Overlooked Detail: $BTC Whales are building a "perpetual money-printing machine," while retail investors are still debating whether to buy crypto or stocks?

Over the past year, the market has been fixated on one question: Will MicroStrategy’s mNAV expand again? mNAV, which is the ratio of a company’s market value to the value of its $BTC holdings on the balance sheet. When the market value premium over holdings widens, mNAV expands; when the premium narrows, mNAV declines.

Last year, this ratio once ballooned to about four times the value of its $BTC holdings, then gradually fell back to nearly one. This means the market’s current valuation is essentially equal to the value of its $BTC holdings. Many see this as the burst of a speculative bubble or a brief pause before the next $BTC rally.

But in my view, this debate might be missing the point. The current state may not simply be a compression phase but the beginning of a profound transformation. The company’s capital operation logic is undergoing a fundamental evolution.

Currently, most market attention is on the company’s stock ATM issuance plans. Critics see it as dilution for existing shareholders, while supporters argue that as long as $BTC is undervalued, issuing shares to buy more is rational. Both sides have a point but haven’t touched on the deeper strategic intent.

The company isn’t just issuing stock to buy $BTC. It is building a layered capital structure capable of sustainable operation. The way this structure functions varies significantly across different mNAV ranges.

When mNAV is close to one, equity financing efficiency is limited because market value is nearly equal to $BTC value. The logic here is straightforward accumulation: issuing equity or preferred shares, with all proceeds used to purchase $BTC. This is the foundational stage.

Once mNAV significantly expands—say to three or four times or higher—the game changes. Equity becomes an efficient financial tool. At this point, a small amount of equity issuance can generate enough funds to pay off debt from preferred securities or cover dividends. The role of equity shifts from “offense” to “defense,” stabilizing the debt side.

The key here is the newly introduced layer of preferred securities. They attract investors seeking stable income, quite different from equity investors pursuing growth and $BTC exposure. This layer allows the company to tap into the large global demand for income-generating assets.

The raised funds continue to increase $BTC holdings, but preferred securities come with ongoing dividend obligations.

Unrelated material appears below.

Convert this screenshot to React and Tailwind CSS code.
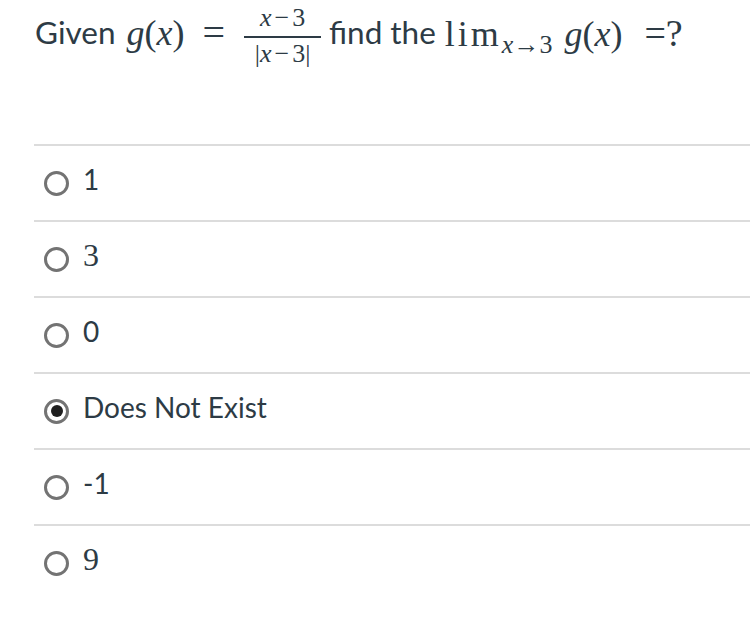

The company must balance three aspects: growth of $BTC holdings, dividend coverage, and the degree of equity dilution.

Therefore, the current equity issuance can be viewed as a forward-looking deleveraging move. It’s not a passive response to future payment pressures but an early effort to solidify the equity base and strengthen capital structure resilience. This also leaves room for further expansion of the preferred securities scale in the future.

So, why might mNAV re-expand? Historically, the answer has been rising $BTC prices, viewed as a leveraged investment tool. But a new driving force is emerging: the company’s continuous demonstration of cross-group financing capabilities.

The market may start to see it less as just a $BTC holder and more as a $BTC financial platform. If this trend continues, it could evolve into a $BTC-like financial institution: income-focused investors hold preferred securities, growth-oriented investors hold equity, and the company uses these capital sources to continuously expand its $BTC business.

At that point, valuation will reflect not just the value of held $BTC but also its core ability to attract capital and convert it into $BTC financial products. This could sustain a persistent premium in mNAV.

A self-reinforcing capital flywheel is taking shape: demand from the preferred market provides funds for $BTC purchases; demand from the equity market prices platform growth; and $BTC appreciation continually enhances the balance sheet quality. The cycle drives itself.

Therefore, discussions about mNAV may need an upgrade. In the previous cycle, expansion was driven by $BTC price increases. In the new cycle, expansion may stem from the value created by the capital structure itself. The core question will no longer be whether the premium will return but how large this platform can ultimately grow.